London.

*YOUR letter came in an acceptable time: I feared you would not write so soon, and the thought pained me. I found such union of heart with you last week, as it is pleasing pain to experience. I looked upon your’s as an answer to prayer. The Lord generally causes me to ask for a letter before it comes: how shall I speak his praise? He is indeed Immanuel: and what can we ask more? That we may each moment feel his power in our hearts, and testify to all, that God is with us. But what are we, that God should dwell on earth! I am lost in the enquiry. And will God make a sinner happy? Or what is the same thing, will he make us holy? He will, our hearts cry out, he will! We shall be filled with the fulness of his love. He knows I pant, I thirst to prove this, to know more fully the grace of our Lord Jesus Christ: the Lord lets me drink of the brook in the way, before I reach the fountain-head. And I feel love to you, such love as only friendship knows, animated by the love of God.

I am better in body, but I believe the days of my appointed time are short. O blessed prospect beyond the grave! There I shall see him face to face! Help me by your prayers to keep the bright prize in view, that I may be ever running toward the mark. Jesus direct us to aim aright, and keep us from swerving aside into crooked paths!

Let me recommend much prayer to you: not only that praying frame of mind, which a Christian should continually possess, but frequent acts of secret prayer. And not only pray, but wait and expect the answer. I long, I love to hear, that you are sinking deeper in the knowledge of yourself, and rising higher in the love of God.

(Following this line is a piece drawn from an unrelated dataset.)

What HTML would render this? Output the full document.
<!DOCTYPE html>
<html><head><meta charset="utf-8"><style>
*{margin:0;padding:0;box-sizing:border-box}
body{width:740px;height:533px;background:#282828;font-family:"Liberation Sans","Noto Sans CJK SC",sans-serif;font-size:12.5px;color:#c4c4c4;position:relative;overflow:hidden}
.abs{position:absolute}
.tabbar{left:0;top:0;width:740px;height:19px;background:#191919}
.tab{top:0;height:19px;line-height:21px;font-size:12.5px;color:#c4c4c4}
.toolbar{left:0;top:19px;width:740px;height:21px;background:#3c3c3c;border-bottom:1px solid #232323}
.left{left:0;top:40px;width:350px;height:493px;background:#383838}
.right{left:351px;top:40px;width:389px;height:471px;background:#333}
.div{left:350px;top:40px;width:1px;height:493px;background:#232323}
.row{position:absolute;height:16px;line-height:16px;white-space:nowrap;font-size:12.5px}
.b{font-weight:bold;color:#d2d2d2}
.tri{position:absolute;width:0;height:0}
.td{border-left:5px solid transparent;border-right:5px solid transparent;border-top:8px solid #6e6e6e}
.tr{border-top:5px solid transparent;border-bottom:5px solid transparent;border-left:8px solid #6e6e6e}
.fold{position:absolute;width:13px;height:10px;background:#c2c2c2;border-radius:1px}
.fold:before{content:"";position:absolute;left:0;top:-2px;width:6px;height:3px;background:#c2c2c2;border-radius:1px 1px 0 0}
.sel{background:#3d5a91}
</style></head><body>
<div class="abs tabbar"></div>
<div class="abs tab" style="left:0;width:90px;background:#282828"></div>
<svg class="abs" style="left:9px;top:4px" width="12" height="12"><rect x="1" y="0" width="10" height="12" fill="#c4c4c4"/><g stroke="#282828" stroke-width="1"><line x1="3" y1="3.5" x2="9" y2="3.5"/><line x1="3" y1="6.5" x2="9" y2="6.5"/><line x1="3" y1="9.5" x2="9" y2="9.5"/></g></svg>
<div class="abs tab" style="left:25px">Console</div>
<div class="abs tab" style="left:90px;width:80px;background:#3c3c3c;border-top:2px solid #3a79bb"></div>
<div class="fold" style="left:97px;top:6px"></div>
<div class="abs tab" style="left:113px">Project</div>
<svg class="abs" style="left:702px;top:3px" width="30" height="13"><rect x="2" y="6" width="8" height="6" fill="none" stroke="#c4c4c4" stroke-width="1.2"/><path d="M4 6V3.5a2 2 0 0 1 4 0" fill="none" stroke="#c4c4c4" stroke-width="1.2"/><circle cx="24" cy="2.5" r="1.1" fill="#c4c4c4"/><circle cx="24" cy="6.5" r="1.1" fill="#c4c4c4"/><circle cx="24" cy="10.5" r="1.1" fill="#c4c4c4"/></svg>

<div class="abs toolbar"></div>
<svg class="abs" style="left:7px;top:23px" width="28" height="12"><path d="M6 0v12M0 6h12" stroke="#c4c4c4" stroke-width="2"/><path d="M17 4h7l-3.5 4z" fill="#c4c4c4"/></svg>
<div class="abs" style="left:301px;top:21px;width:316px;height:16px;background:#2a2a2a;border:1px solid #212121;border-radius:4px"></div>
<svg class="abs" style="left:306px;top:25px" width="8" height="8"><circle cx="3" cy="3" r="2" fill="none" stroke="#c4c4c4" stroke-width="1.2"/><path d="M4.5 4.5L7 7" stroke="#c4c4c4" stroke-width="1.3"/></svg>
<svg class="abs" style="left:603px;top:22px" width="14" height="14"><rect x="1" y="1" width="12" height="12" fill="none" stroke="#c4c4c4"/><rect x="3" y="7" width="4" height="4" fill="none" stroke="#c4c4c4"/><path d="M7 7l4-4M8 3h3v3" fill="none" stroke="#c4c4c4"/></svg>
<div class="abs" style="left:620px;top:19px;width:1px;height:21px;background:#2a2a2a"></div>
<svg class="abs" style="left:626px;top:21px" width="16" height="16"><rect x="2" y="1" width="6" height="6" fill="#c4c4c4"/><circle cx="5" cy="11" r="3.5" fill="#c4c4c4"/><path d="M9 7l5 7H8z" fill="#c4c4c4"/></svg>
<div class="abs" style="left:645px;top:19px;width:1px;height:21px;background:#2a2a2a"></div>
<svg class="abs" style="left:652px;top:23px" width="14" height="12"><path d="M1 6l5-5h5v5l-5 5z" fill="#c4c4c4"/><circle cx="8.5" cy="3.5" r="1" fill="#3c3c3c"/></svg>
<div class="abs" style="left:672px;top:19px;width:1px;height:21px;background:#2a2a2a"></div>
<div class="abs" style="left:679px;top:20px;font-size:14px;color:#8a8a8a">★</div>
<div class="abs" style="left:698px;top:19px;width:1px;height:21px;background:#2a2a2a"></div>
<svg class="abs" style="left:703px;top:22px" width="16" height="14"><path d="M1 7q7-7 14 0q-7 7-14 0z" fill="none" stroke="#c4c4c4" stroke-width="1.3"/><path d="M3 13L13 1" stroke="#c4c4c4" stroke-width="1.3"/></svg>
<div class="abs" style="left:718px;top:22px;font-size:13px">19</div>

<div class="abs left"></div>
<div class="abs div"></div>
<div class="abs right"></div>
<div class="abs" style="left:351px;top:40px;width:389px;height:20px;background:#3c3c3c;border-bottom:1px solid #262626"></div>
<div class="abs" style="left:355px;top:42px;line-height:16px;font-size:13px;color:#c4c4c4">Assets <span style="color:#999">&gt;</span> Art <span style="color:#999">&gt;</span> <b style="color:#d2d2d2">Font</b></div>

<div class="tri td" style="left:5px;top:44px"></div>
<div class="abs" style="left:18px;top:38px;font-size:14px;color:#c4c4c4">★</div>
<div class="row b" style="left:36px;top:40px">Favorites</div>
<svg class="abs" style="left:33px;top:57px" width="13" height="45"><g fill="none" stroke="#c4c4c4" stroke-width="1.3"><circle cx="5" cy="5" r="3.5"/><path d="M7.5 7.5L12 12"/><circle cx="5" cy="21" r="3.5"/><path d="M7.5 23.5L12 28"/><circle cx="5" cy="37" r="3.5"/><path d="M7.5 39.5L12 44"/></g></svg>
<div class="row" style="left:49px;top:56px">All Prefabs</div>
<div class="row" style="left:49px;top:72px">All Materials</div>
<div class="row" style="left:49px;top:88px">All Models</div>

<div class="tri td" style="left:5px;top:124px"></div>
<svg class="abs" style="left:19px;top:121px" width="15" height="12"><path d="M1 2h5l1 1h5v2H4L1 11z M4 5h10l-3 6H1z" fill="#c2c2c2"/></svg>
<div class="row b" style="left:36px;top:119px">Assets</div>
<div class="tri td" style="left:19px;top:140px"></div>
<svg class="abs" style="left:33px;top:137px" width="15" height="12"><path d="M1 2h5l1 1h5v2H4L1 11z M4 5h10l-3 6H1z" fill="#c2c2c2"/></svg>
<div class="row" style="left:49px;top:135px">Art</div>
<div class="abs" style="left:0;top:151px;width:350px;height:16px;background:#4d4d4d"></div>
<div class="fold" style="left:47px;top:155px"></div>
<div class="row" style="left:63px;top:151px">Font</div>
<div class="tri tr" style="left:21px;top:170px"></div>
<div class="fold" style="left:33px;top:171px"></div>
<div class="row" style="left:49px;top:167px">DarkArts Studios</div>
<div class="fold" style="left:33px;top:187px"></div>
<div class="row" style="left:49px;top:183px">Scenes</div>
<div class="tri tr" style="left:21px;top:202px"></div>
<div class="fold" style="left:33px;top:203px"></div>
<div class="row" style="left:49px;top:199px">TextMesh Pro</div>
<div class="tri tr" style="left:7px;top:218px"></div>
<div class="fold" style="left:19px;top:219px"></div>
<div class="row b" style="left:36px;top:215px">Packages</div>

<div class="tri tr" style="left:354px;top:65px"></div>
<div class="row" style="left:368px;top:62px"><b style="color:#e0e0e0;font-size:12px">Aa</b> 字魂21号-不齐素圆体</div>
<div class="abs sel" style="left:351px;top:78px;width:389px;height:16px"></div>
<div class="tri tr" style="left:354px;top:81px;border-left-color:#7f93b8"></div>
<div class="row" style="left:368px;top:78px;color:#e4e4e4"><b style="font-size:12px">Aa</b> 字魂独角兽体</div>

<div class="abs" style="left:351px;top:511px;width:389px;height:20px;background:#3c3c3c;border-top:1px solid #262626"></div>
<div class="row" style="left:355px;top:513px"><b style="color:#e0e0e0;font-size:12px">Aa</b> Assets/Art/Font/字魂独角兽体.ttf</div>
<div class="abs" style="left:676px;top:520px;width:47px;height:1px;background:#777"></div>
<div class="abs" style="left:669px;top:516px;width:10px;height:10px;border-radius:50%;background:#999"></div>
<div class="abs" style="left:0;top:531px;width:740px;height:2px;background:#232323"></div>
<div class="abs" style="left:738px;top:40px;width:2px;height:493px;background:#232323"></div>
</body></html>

If I had time I should give you a week’s journal. Sunday se’nnight I received the sacrament from Mr. Madan. It was indeed the communion of the body and blood of Christ. His banner over me was love. I was constrained to say, How plentiful is thy goodness, which thou hast laid up for the sons of men!

I hear frequent mention of persons who have great grace; some of whom are called perfect. I do not much like the term: but I am persuaded, the only way to overcome sin, and to inherit all things, is by enjoying uninterrupted communion with our God. I found something of this on Monday, and was much refreshed with the presence of the Lord. But on Tuesday I found my heart ready to depart from the living God. Yet I had reason to wonder and adore the grace that would not let me go. On Thursday I heard Mr. Whitefield, and had cause to rejoice with reverence. On Friday night a watch was kept at the Foundery, and I found the promise literally fulfilled, They that trust in the Lord shall renew their strength. Indeed his mercies are so oft repeated, that if I had not the most ungrateful heart, I should be always praising him. But I often find such an inward contest with pride, self-will, impatience, and all the legion which is contrary to the mind of Christ, that I groan being burthened: Yet I am persuaded, he can save to the uttermost, and believe he will save even me. Even now my soul rejoices in hope. He will perfect what is lacking in either of our spirits. O trust him with all your heart! Lean not to your own understanding. Believe the Lord; so shall you prosper. Be vigilant in all things; so shall you disappoint our enemy, and bring glory to our everlasting friend. Unto his protection I commit you, until the day we meet to part no more.


May 6, 1760.

I AM glad you are so conscious of danger. It is necessary to be exceedingly afraid of our hearts departing from the living God; this never goes without correction: and though these chastisements are proofs of his love, yet beware you do not bring them upon yourself.

I look upon your being at that place, as a very particular providence; yet I feel for you. I know many of nature’s latent mazes will be discovered to you. Perhaps the cause and the effects will pain you. And what shall I say to comfort my friend? I cannot give the waters of consolation: such power belongs unto God only. O may he undertake for you in every hour of oppression! You may this moment find relief, by looking to an exalted Redeemer. I have been asking, that we might drink deep into the spirit of a crucified Saviour. Indeed I knew not the depth of what I asked: Lord, make us strong, to bear the answer of our request! Make us esteem it our greatest privilege, to taste that cup of which thou drankest so largely! Only saying with thee, If it may not pass from me, Father, thy will be done.